Lee was 81 when he died on June 5. Jimmy was 79 when he passed on Jan. 23. Both men were stricken with cancer.
Lee’s wife, Betty, and Jim Stultz, who worked with both men years ago, said Lee could play anything with strings on it.
Betty said Lee’s favorite was the mandolin.
He played his music and I went with him all the time. I booked the jobs and kept the boys in their (custom) shirts,” Betty said. “He played country music with a group called “Makin’ Changes,” and with the CB Pickers, they played country and bluegrass and gospel. It was more gospel toward the end.”
Lee played his instruments until close to the end of his life.
“He stopped playing when he was on chemo,” she said. “While he was on that his hands got all raw and it hurt too much for him to press the strings. So, he couldn’t play, and that killed him. He had played all his life.”
The couple met when Betty was 15, and Lee was 19.
“I met him on a blind date. He was a tiger,” said Betty. “My parents didn’t like me going out with him because he was older, you know. But once they got to know him, they loved him.”
After high school, Lee joined the Army. Because he had plans to start a family, he volunteered with the 82nd Airborne, which involved parachuting out of airplanes because it paid an extra $50 a month.
“I don’t believe I’d be jumping out of airplanes for that little bit of extra money, but that’s what he did,” Betty said.
Betty and Lee were married for 59 years.
While he was training at Fort Bragg, North Carolina, Lee landed in a tree and broke his ankle. During his recuperation he jumped on his motorcycle, cast and all, and rode back to Adams County, in the rain, just to see Betty.
Betty said she thought that was pretty romantic.
Both boys loved racing, specifically racing motorcycles, Betty said.
“Jimmy tried racing cars, too, but that didn’t work out too well.
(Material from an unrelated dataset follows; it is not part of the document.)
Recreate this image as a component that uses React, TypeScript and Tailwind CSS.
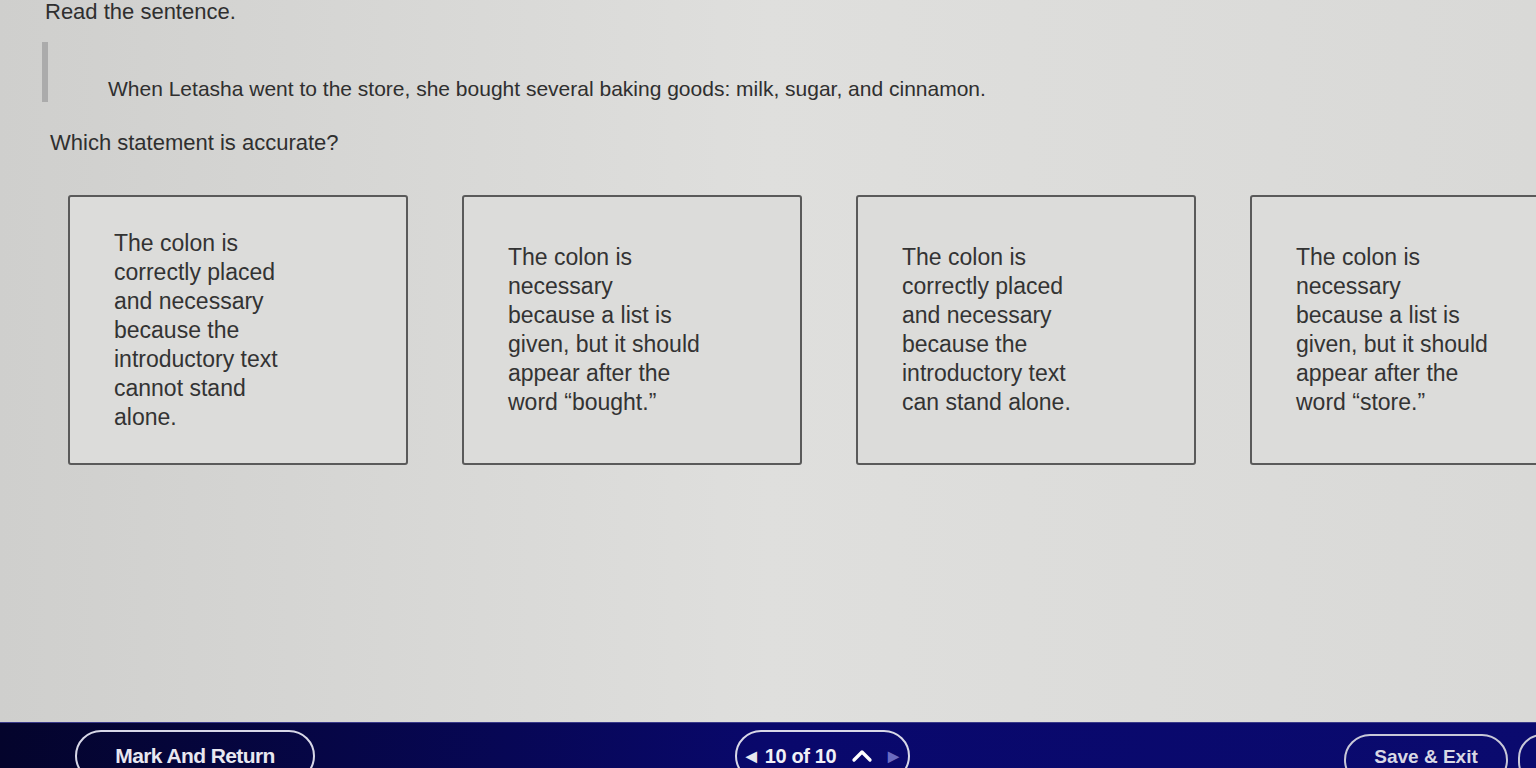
import { ChevronUp } from 'lucide-react'

const choices = [
  [
    'The colon is',
    'correctly placed',
    'and necessary',
    'because the',
    'introductory text',
    'cannot stand',
    'alone.',
  ],
  [
    'The colon is',
    'necessary',
    'because a list is',
    'given, but it should',
    'appear after the',
    'word \u201cbought.\u201d',
  ],
  [
    'The colon is',
    'correctly placed',
    'and necessary',
    'because the',
    'introductory text',
    'can stand alone.',
  ],
  [
    'The colon is',
    'necessary',
    'because a list is',
    'given, but it should',
    'appear after the',
    'word \u201cstore.\u201d',
  ],
]

function ChoiceCard({ lines }: { lines: string[] }) {
  return (
    <button className="flex h-[270px] w-[340px] shrink-0 items-center rounded-[3px] border-2 border-[#5a5a5a] bg-[#dcdcda] pl-[44px] text-left">
      <span className="text-[23px] leading-[29px] text-[#333]">
        {lines.map((l, i) => (
          <span key={i} className="block">
            {l}
          </span>
        ))}
      </span>
    </button>
  )
}

export default function App() {
  return (
    <div
      className="flex h-screen w-full flex-col overflow-hidden"
      style={{ fontFamily: '"Liberation Sans", Arial, sans-serif' }}
    >
      {/* Question area */}
      <div className="min-h-0 flex-1 bg-gradient-to-r from-[#cfcfcd] via-[#dfdfdd] to-[#d9d9d7]">
        <p className="pl-[45px] text-[22px] leading-[24px] text-[#2f2f2f]">Read the sentence.</p>

        <div className="ml-[42px] mt-[18px] flex h-[60px] items-end border-l-[6px] border-[#ababab] pl-[60px]">
          <p className="text-[21px] leading-[26px] text-[#2f2f2f]">
            When Letasha went to the store, she bought several baking goods: milk, sugar, and cinnamon.
          </p>
        </div>

        <p className="mt-[24px] pl-[50px] text-[22px] text-[#2f2f2f]">Which statement is accurate?</p>

        <div className="mt-[36px] flex gap-[54px] pl-[68px]">
          {choices.map((lines, i) => (
            <ChoiceCard key={i} lines={lines} />
          ))}
        </div>
      </div>

      {/* Bottom toolbar */}
      <div className="flex h-[46px] shrink-0 items-start overflow-hidden border-t border-[#3a3a8a] bg-gradient-to-r from-[#04042c] via-[#09086c] to-[#0a0a6e] text-white">
        <button className="ml-[75px] mt-[7px] flex h-[52px] w-[240px] shrink-0 items-center justify-center rounded-full border-2 border-[#d8d8e8] text-[21px] font-bold tracking-[-0.6px] text-[#e8e8f0]">
          Mark And Return
        </button>

        <div className="ml-[420px] mt-[7px] flex h-[52px] w-[175px] shrink-0 items-center justify-center gap-[8px] rounded-full border-2 border-[#d8d8e8] text-[20px] font-bold tracking-[-0.4px]">
          <span className="text-[14px] text-[#e8e8f0]">{'\u25C0'}</span>
          <span className="text-[#f0f0f6]">10 of 10</span>
          <ChevronUp className="h-[32px] w-[36px] text-white" strokeWidth={2.5} />
          <span className="text-[14px] text-[#6b6bc0]">{'\u25B6'}</span>
        </div>

        <button className="ml-auto mt-[11px] flex h-[52px] w-[164px] shrink-0 items-start justify-center rounded-full border-2 border-[#c8c8d8] pt-[7px] text-[19px] font-bold text-[#d8d8e4]">
          Save &amp; Exit
        </button>
        <div className="ml-[10px] mr-[-30px] mt-[11px] h-[52px] w-[48px] shrink-0 rounded-full border-2 border-[#c8c8d8]" />
      </div>
    </div>
  )
}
They were an outfit down in Emmitsburg; the guy who owned the car, a mechanic, and Jimmy was to be the driver. But the car was a lot different from the motorcycle. Jimmy couldn’t make it behave on the track, so that didn’t last too long.
Jim Stultz worked with the two brothers when he first started working as a carpenter, right out of high school.
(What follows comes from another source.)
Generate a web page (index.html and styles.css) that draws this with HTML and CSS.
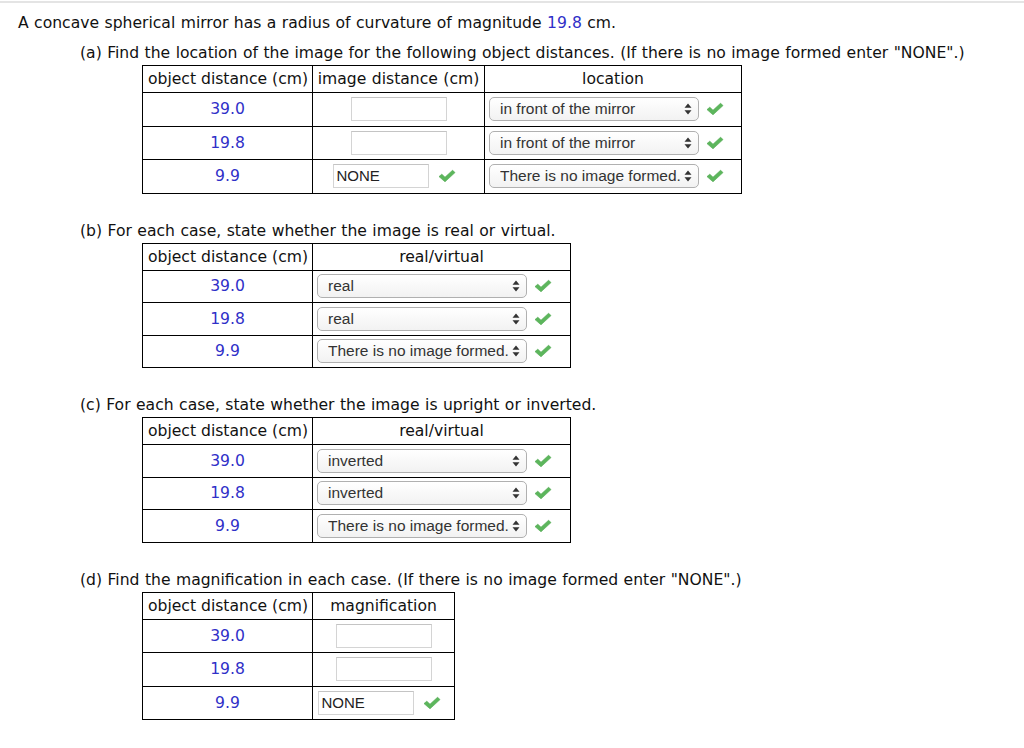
FILE: index.html
```html
<!DOCTYPE html>
<html>
<head>
<meta charset="utf-8">
<link rel="stylesheet" href="styles.css">
</head>
<body>
<div class="topline"></div>
<div class="page">
  <p class="intro">A concave spherical mirror has a radius of curvature of magnitude <span class="num">19.8</span> cm.</p>
  <section class="part">
    <p class="prompt first">(a) Find the location of the image for the following object distances. (If there is no image formed enter "NONE".)</p>
    <table class="grid">
      <tr>
        <th class="col-obj">object distance (cm)</th>
        <th class="col-img">image distance (cm)</th>
        <th class="col-loc">location</th>
      </tr>
      <tr>
        <td class="num">39.0</td>
        <td class="center"><span class="field"></span></td>
        <td class="left"><span class="select"><span class="select-text">in front of the mirror</span><svg class="arrows" viewBox="0 0 8 12" width="8" height="12"><path d="M4 0.5 L7.5 4.8 L0.5 4.8 Z M4 11.5 L7.5 7.2 L0.5 7.2 Z" fill="#333"/></svg></span><svg class="check" viewBox="0 0 18 14" width="18" height="14"><path d="M1 7.6 L3.8 5.2 L7 8.2 L14.6 1.2 L17 3.6 L7 12.8 Z" fill="#5cb65c" stroke="#4aa44a" stroke-width="0.6" stroke-linejoin="round"/></svg></td>
      </tr>
      <tr>
        <td class="num">19.8</td>
        <td class="center"><span class="field"></span></td>
        <td class="left"><span class="select"><span class="select-text">in front of the mirror</span><svg class="arrows" viewBox="0 0 8 12" width="8" height="12"><path d="M4 0.5 L7.5 4.8 L0.5 4.8 Z M4 11.5 L7.5 7.2 L0.5 7.2 Z" fill="#333"/></svg></span><svg class="check" viewBox="0 0 18 14" width="18" height="14"><path d="M1 7.6 L3.8 5.2 L7 8.2 L14.6 1.2 L17 3.6 L7 12.8 Z" fill="#5cb65c" stroke="#4aa44a" stroke-width="0.6" stroke-linejoin="round"/></svg></td>
      </tr>
      <tr>
        <td class="num">9.9</td>
        <td class="center"><span class="answer"><span class="field">NONE</span><svg class="check check-tail" viewBox="0 0 18 14" width="18" height="14"><path d="M1 7.6 L3.8 5.2 L7 8.2 L14.6 1.2 L17 3.6 L7 12.8 Z" fill="#5cb65c" stroke="#4aa44a" stroke-width="0.6" stroke-linejoin="round"/></svg></span></td>
        <td class="left"><span class="select"><span class="select-text">There is no image formed.</span><svg class="arrows" viewBox="0 0 8 12" width="8" height="12"><path d="M4 0.5 L7.5 4.8 L0.5 4.8 Z M4 11.5 L7.5 7.2 L0.5 7.2 Z" fill="#333"/></svg></span><svg class="check" viewBox="0 0 18 14" width="18" height="14"><path d="M1 7.6 L3.8 5.2 L7 8.2 L14.6 1.2 L17 3.6 L7 12.8 Z" fill="#5cb65c" stroke="#4aa44a" stroke-width="0.6" stroke-linejoin="round"/></svg></td>
      </tr>
    </table>

    <p class="prompt">(b) For each case, state whether the image is real or virtual.</p>
    <table class="grid grid-sel">
      <tr>
        <th class="col-obj">object distance (cm)</th>
        <th class="col-sel">real/virtual</th>
      </tr>
      <tr>
        <td class="num">39.0</td>
        <td class="left"><span class="select"><span class="select-text">real</span><svg class="arrows" viewBox="0 0 8 12" width="8" height="12"><path d="M4 0.5 L7.5 4.8 L0.5 4.8 Z M4 11.5 L7.5 7.2 L0.5 7.2 Z" fill="#333"/></svg></span><svg class="check" viewBox="0 0 18 14" width="18" height="14"><path d="M1 7.6 L3.8 5.2 L7 8.2 L14.6 1.2 L17 3.6 L7 12.8 Z" fill="#5cb65c" stroke="#4aa44a" stroke-width="0.6" stroke-linejoin="round"/></svg></td>
      </tr>
      <tr>
        <td class="num">19.8</td>
        <td class="left"><span class="select"><span class="select-text">real</span><svg class="arrows" viewBox="0 0 8 12" width="8" height="12"><path d="M4 0.5 L7.5 4.8 L0.5 4.8 Z M4 11.5 L7.5 7.2 L0.5 7.2 Z" fill="#333"/></svg></span><svg class="check" viewBox="0 0 18 14" width="18" height="14"><path d="M1 7.6 L3.8 5.2 L7 8.2 L14.6 1.2 L17 3.6 L7 12.8 Z" fill="#5cb65c" stroke="#4aa44a" stroke-width="0.6" stroke-linejoin="round"/></svg></td>
      </tr>
      <tr>
        <td class="num">9.9</td>
        <td class="left"><span class="select"><span class="select-text">There is no image formed.</span><svg class="arrows" viewBox="0 0 8 12" width="8" height="12"><path d="M4 0.5 L7.5 4.8 L0.5 4.8 Z M4 11.5 L7.5 7.2 L0.5 7.2 Z" fill="#333"/></svg></span><svg class="check" viewBox="0 0 18 14" width="18" height="14"><path d="M1 7.6 L3.8 5.2 L7 8.2 L14.6 1.2 L17 3.6 L7 12.8 Z" fill="#5cb65c" stroke="#4aa44a" stroke-width="0.6" stroke-linejoin="round"/></svg></td>
      </tr>
    </table>

    <p class="prompt">(c) For each case, state whether the image is upright or inverted.</p>
    <table class="grid grid-sel">
      <tr>
        <th class="col-obj">object distance (cm)</th>
        <th class="col-sel">real/virtual</th>
      </tr>
      <tr>
        <td class="num">39.0</td>
        <td class="left"><span class="select"><span class="select-text">inverted</span><svg class="arrows" viewBox="0 0 8 12" width="8" height="12"><path d="M4 0.5 L7.5 4.8 L0.5 4.8 Z M4 11.5 L7.5 7.2 L0.5 7.2 Z" fill="#333"/></svg></span><svg class="check" viewBox="0 0 18 14" width="18" height="14"><path d="M1 7.6 L3.8 5.2 L7 8.2 L14.6 1.2 L17 3.6 L7 12.8 Z" fill="#5cb65c" stroke="#4aa44a" stroke-width="0.6" stroke-linejoin="round"/></svg></td>
      </tr>
      <tr>
        <td class="num">19.8</td>
        <td class="left"><span class="select"><span class="select-text">inverted</span><svg class="arrows" viewBox="0 0 8 12" width="8" height="12"><path d="M4 0.5 L7.5 4.8 L0.5 4.8 Z M4 11.5 L7.5 7.2 L0.5 7.2 Z" fill="#333"/></svg></span><svg class="check" viewBox="0 0 18 14" width="18" height="14"><path d="M1 7.6 L3.8 5.2 L7 8.2 L14.6 1.2 L17 3.6 L7 12.8 Z" fill="#5cb65c" stroke="#4aa44a" stroke-width="0.6" stroke-linejoin="round"/></svg></td>
      </tr>
      <tr>
        <td class="num">9.9</td>
        <td class="left"><span class="select"><span class="select-text">There is no image formed.</span><svg class="arrows" viewBox="0 0 8 12" width="8" height="12"><path d="M4 0.5 L7.5 4.8 L0.5 4.8 Z M4 11.5 L7.5 7.2 L0.5 7.2 Z" fill="#333"/></svg></span><svg class="check" viewBox="0 0 18 14" width="18" height="14"><path d="M1 7.6 L3.8 5.2 L7 8.2 L14.6 1.2 L17 3.6 L7 12.8 Z" fill="#5cb65c" stroke="#4aa44a" stroke-width="0.6" stroke-linejoin="round"/></svg></td>
      </tr>
    </table>

    <p class="prompt">(d) Find the magnification in each case. (If there is no image formed enter "NONE".)</p>
    <table class="grid">
      <tr>
        <th class="col-obj">object distance (cm)</th>
        <th class="col-mag">magnification</th>
      </tr>
      <tr>
        <td class="num">39.0</td>
        <td class="center"><span class="field"></span></td>
      </tr>
      <tr>
        <td class="num">19.8</td>
        <td class="center"><span class="field"></span></td>
      </tr>
      <tr>
        <td class="num">9.9</td>
        <td class="center"><span class="answer"><span class="field">NONE</span><svg class="check check-tail" viewBox="0 0 18 14" width="18" height="14"><path d="M1 7.6 L3.8 5.2 L7 8.2 L14.6 1.2 L17 3.6 L7 12.8 Z" fill="#5cb65c" stroke="#4aa44a" stroke-width="0.6" stroke-linejoin="round"/></svg></span></td>
      </tr>
    </table>
  </section>
</div>
</body>
</html>
```

FILE: styles.css
```css
body {
  margin: 0;
  font-family: "DejaVu Sans", Verdana, sans-serif;
  font-size: 15.6px;
  word-spacing: 0.5px;
  color: #111;
  background: #fff;
}

.topline {
  height: 2px;
  margin-top: 1px;
  background: #e4e4e4;
}

.page {
  padding-left: 18px;
}

.intro {
  margin: 10px 0 0;
  line-height: 20px;
}

.num {
  color: #3030c8;
}

.part {
  margin-left: 62px;
}

.prompt {
  margin: 27px 0 2px;
  line-height: 20px;
}

.prompt.first {
  margin-top: 10px;
}

.grid {
  border-collapse: collapse;
  margin-left: 62px;
}

.grid th,
.grid td {
  border: 1px solid #000;
  padding: 0;
  font-weight: normal;
  vertical-align: middle;
}

.grid th {
  height: 26px;
  text-align: center;
  white-space: nowrap;
}

.grid td {
  height: 32.5px;
}

.grid-sel td {
  height: 31.5px;
}

.grid th.col-obj {
  width: 170px;
  text-align: left;
  padding-left: 5px;
  box-sizing: border-box;
  word-spacing: 0;
}

.col-img { width: 171px; }
.col-loc { width: 256px; }
.col-sel { width: 257px; }
.col-mag { width: 141px; }

.grid td.num {
  text-align: center;
}

.grid td.center {
  text-align: center;
}

.grid td.left {
  padding-left: 4px;
}

.field {
  display: inline-block;
  vertical-align: middle;
  box-sizing: border-box;
  width: 96px;
  height: 24px;
  border: 1px solid #d4d4d4;
  border-top-color: #c4c4c4;
  background: #fff;
  font-family: "Liberation Sans", Arial, sans-serif;
  font-size: 15px;
  word-spacing: 0;
  line-height: 22px;
  color: #222;
  text-align: left;
  padding-left: 3px;
}

.answer {
  display: inline-flex;
  align-items: center;
  vertical-align: middle;
}

.select {
  display: inline-flex;
  align-items: center;
  vertical-align: middle;
  box-sizing: border-box;
  width: 210px;
  height: 24px;
  padding: 0 6px 0 10px;
  border: 1px solid #b0b0b0;
  border-radius: 5px;
  background: linear-gradient(#ffffff, #f2f2f2);
  font-family: "Liberation Sans", Arial, sans-serif;
  font-size: 15.5px;
  word-spacing: 0;
  color: #333;
}

.select-text {
  flex: 1;
  white-space: nowrap;
  overflow: hidden;
}

.arrows {
  flex: none;
  margin-left: 2px;
}

.check {
  vertical-align: middle;
  margin-left: 7px;
}

.check-tail {
  margin-left: 9px;
  margin-right: 9px;
}
```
“They were good, Stultz said. “Lee was an exceptional carpenter. He could build anything. Jimmy was a good worker. We had a great time.”
After Lee died last spring, when he was done with whatever job he was working on, Jimmy would go to Betty’s house and mow her lawn and do whatever work needed to be done.
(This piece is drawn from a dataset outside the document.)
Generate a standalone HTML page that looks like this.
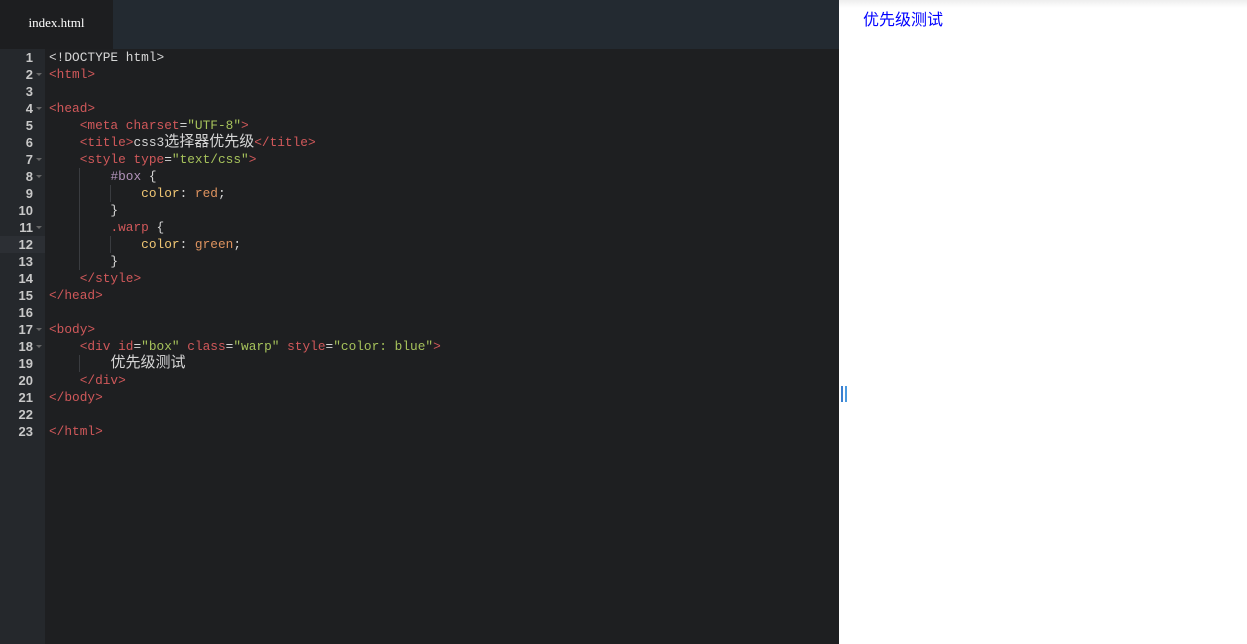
<!DOCTYPE html>
<html><head><meta charset="utf-8"><style>
body{margin:0;width:1247px;height:644px;overflow:hidden;background:#fff;position:relative;font-family:"Liberation Mono","Noto Sans CJK SC",monospace}
.top{position:absolute;left:0;top:0;width:839px;height:49px;background:#232a31}
.tab{position:absolute;left:0;top:0;width:113px;height:49px;background:#1d1e20;color:#fff;font:13px "Liberation Serif",serif;line-height:46px;text-align:center}
.ed{position:absolute;left:0;top:49px;width:839px;height:595px;background:#1e1f21}
.gut{position:absolute;left:0;top:0;width:45px;height:595px;background:#25282c}
.ln{position:absolute;left:0;width:33px;text-align:right;color:#c8c8c8;font-size:13px;font-weight:bold;font-family:"Liberation Sans","DejaVu Sans",sans-serif}
.code{position:absolute;left:49px;top:0;font-size:12.8px;line-height:17px;color:#d6d6d6}
.code div{height:17px;white-space:pre}
.c{font-size:15px;line-height:17px;vertical-align:top}
.t{color:#d0585a}.s{color:#a6c25b}.y{color:#f0c674}.o{color:#de935f}.p{color:#b294bb}
.g{position:absolute;width:1px;background:#3a3c40}
.fold{position:absolute;left:36px;width:0;height:0;border-left:3px solid transparent;border-right:3px solid transparent;border-top:3px solid #666}
.prev{position:absolute;left:863px;top:6px;color:#00f;font:16px "Liberation Sans","Noto Sans CJK SC",sans-serif}
.shadow{position:absolute;left:839px;top:0;width:408px;height:8px;background:linear-gradient(#eee,#fff)}
</style></head><body>
<div class="top"><div class="tab">index.html</div></div>
<div class="ed">
<div class="gut"></div>
<div style="position:absolute;left:0;top:187px;width:45px;height:17px;background:#2c2f34"></div>
<div class="ln" style="top:0px;line-height:17px">1<br>2<br>3<br>4<br>5<br>6<br>7<br>8<br>9<br>10<br>11<br>12<br>13<br>14<br>15<br>16<br>17<br>18<br>19<br>20<br>21<br>22<br>23</div>
<div class="fold" style="top:24px"></div><div class="fold" style="top:58px"></div><div class="fold" style="top:109px"></div><div class="fold" style="top:126px"></div><div class="fold" style="top:177px"></div><div class="fold" style="top:279px"></div><div class="fold" style="top:296px"></div>
<div class="g" style="left:79px;top:119px;height:102px"></div>
<div class="g" style="left:110px;top:136px;height:17px"></div>
<div class="g" style="left:110px;top:187px;height:17px"></div>
<div class="g" style="left:79px;top:306px;height:17px"></div>
<div class="code"><div>&lt;!DOCTYPE html&gt;</div><div><span class="t">&lt;html&gt;</span></div><div></div><div><span class="t">&lt;head&gt;</span></div><div>    <span class="t">&lt;meta charset</span>=<span class="s">"UTF-8"</span><span class="t">&gt;</span></div><div>    <span class="t">&lt;title&gt;</span>css3<span class="c">选择器优先级</span><span class="t">&lt;/title&gt;</span></div><div>    <span class="t">&lt;style type</span>=<span class="s">"text/css"</span><span class="t">&gt;</span></div><div>        <span class="p">#box</span> {</div><div>            <span class="y">color</span>: <span class="o">red</span>;</div><div>        }</div><div>        <span class="t">.warp</span> {</div><div>            <span class="y">color</span>: <span class="o">green</span>;</div><div>        }</div><div>    <span class="t">&lt;/style&gt;</span></div><div><span class="t">&lt;/head&gt;</span></div><div></div><div><span class="t">&lt;body&gt;</span></div><div>    <span class="t">&lt;div id</span>=<span class="s">"box"</span> <span class="t">class</span>=<span class="s">"warp"</span> <span class="t">style</span>=<span class="s">"color: blue"</span><span class="t">&gt;</span></div><div>        <span class="c">优先级测试</span></div><div>    <span class="t">&lt;/div&gt;</span></div><div><span class="t">&lt;/body&gt;</span></div><div></div><div><span class="t">&lt;/html&gt;</span></div></div>
</div>
<div class="shadow"></div>
<div class="prev">优先级测试</div>
<div style="position:absolute;left:841px;top:386px;width:2px;height:16px;background:#3a7fd0"></div>
<div style="position:absolute;left:845px;top:386px;width:2px;height:16px;background:#4a9ae0"></div>
</body></html>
“Jimmy would work 24/7, and still come by and see that my yard was done,” she said.
Betty said Jimmy worked all the time, right up to November when he began to suffer pain that turned out to be pancreatic cancer.
“He was surprised when he got sick” she said. “He had planned on being around to take care of me after Lee died. Until then, he could run right up the driveway like somebody a lot younger.”
“They were both very nice,” said Stultz. “They both raced motorcycles. Lee was really good, one of the top racers in the Outlaw Series on the east coast.”
Betty showed off a closet full of Lee’s trophies. She said there had been more, but Lee had given some away.
“Back in the early 70s, me, and Lee and Jimmy drove down to Daytona Speedway to watch a race. We left on Friday got there on Saturday, watched the race on Sunday afternoon and were home by Monday afternoon. We had a great time.”
Sue B. Tanner of Gettysburg said Jimmy had done some carpentry work for her about 10 years back.
“He was very kind and thorough,” she said. “I would stay around him while he worked, and we would talk. He also had a radio with him, and he was always listening to NASCAR races. I had never paid any attention to them, but during the time he worked for me, I got to know a little bit about it and even got to recognize the names of some of the drivers. It was fun.
“I had to go into the hospital for some surgery, and while I was in there, Jimmy came to visit to see how I was doing. It was a very sweet thing to do,” she said.
Another time, Tanner attended the funeral of a friend for whom Jimmy had also done some work.
“I saw Jimmy standing off a little distance away, obviously there for the graveside service, but at some little distance away,” she said. “I tried to get him to come closer, but he shook his head. Later, I asked him why, and he said that he didn’t really know those people and was not related to them, but he wanted to pay his respects. He was very old fashioned that way,” she said.
Jimmy is survived by his wife Kathy, his sister Holly Liller, and a number of stepchildren and step-grandchildren. He was predeceased by his first wife Claire Jones; his companion Peggy Griffith.
In addition to his wife and sister, Lee is survived by two daughters, Deb Hopkins of Carlisle and Donna Jones of Emmitsburg; by six grandchildren, Meghan, Lee, Amber, Mandy, Kirsten, and Kendra; and by three great-grandchildren.